There are a few differences, however, between the studies of Yusof and Shamsi24 and Alvin, et al.1 Although different methods were used to determine the specific anatomical dimensions of the adult subaxial cervical vertebra laminar and to analyze the feasibility of translaminar screw placement, one reported that unilateral translaminar screw placement is a potentially safe and effective technique for use at all vertebral levels,1 while the other reported that translaminar fixation should be attempted with caution.24 This discrepancy could have derived from differences in ethnicity. Unfortunately, however, there is a lack of data from morphologic analyses of the subaxial cervical spine according to different ethnicities. In the present study, we analyzed the feasibility of unilateral and bilateral translaminar screw placement in Korean population, utilizing the same methods used to determine the specific anatomical dimensions of adult subaxial cervical lamina by Alvin, et al.,1 in order to compare the acceptance rate thereof between Koreans and Americans.

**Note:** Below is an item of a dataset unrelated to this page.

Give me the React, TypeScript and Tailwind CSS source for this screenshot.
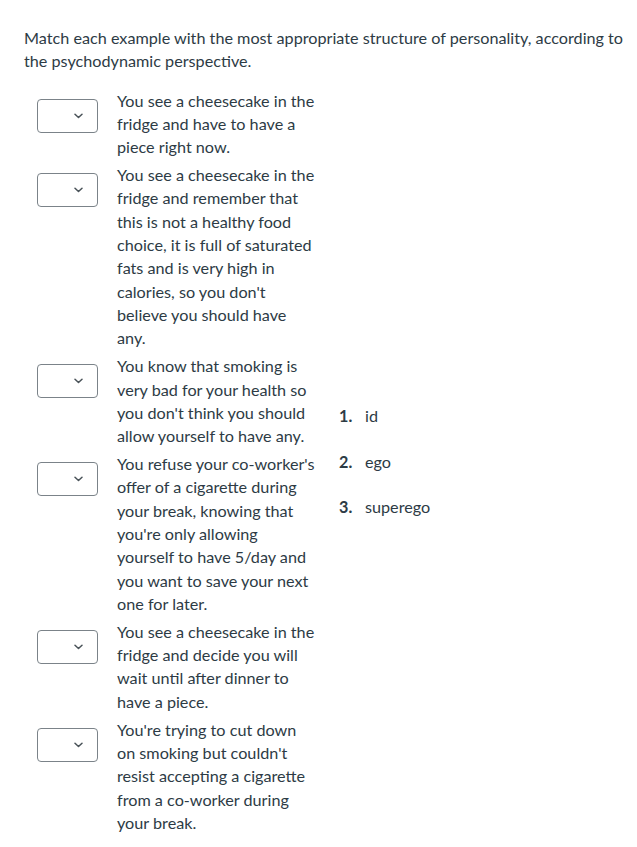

In this study, Korean males tended to have similar or larger laminar values than those of Korean females, as shown in Table 1. Also, laminar parameters tended to decrease when moving from C3 to C5 and increase from C6 to C7. This tendency in cervical spine measurement for the Korean population was not different from the tendency reported in a previous study of Asians and Americans.1,11,24 Notwithstanding, the mean morphometric measurements at each vertebral level (C3-C7) for the Korean and American cohorts showed some differences according to gender, as summarized in Fig. 3. The Korean population tended to have relatively smaller laminar lengths and thicknesses than the American population, while the Korean population exhibited relatively larger laminar heights and sagittal-diagonal measurements than the American population. This result was similar to previous morphometric results for the lumbar spinal canal in Koreans, which was shown to be significantly narrower than those in Caucasian and African populations.25 This difference may influence the differences in the unilateral and bilateral translaminar acceptance rates among Koreans and Americans. In the present study, Koreans demonstrated a higher likelihood of successful translaminar screw placement than the American population, especially bilateral placement in men and unilateral placement in women.

A few limitations warrant further consideration when interpreting the results of this comparison study. Our study population comprised 50 patients and may not have been large enough to generalize the results to the greater population. But, this recent study provided the useful laminar anatomy and its morphometric variations among the subaxial cervical vertebrae. The successful and safe translaminar screw fixation needed the minimum thickness of 4.0 mm or more in the axis, so, we considered the screw placement as a potential success for those with a thickness of more than 4.0 mm.1,3,4,9,14 Moreover, Alvin, et al.1 used an imaginary translaminar screw on BrainLAB software to determine success, and the acceptability of screw placement could be affected by this difference. However, Alvin, et al.1 also commented that their anatomical and feasibility results indicated that, within the subaxial cervical spine, translaminar screws of 3.5 mm in diameter could achieve sufficient purchase rates in lamina with a thickness of 4.0 mm or greater. Therefore, the screw acceptance rate may not be that different. Nevertheless, despite these limitations and although more research is needed, the present study is valuable in that it is the first to report differences in cervical anatomy according to ethnicity.

In conclusion, the feasibility of unilateral and bilateral translaminar screw placement differed according to ethnicity. Performing subaxial cervical unilateral translaminar screw placement in Korean males and bilateral placement at C4-C7 in Korean females was shown to be more feasible than performing the same procedures in Americans.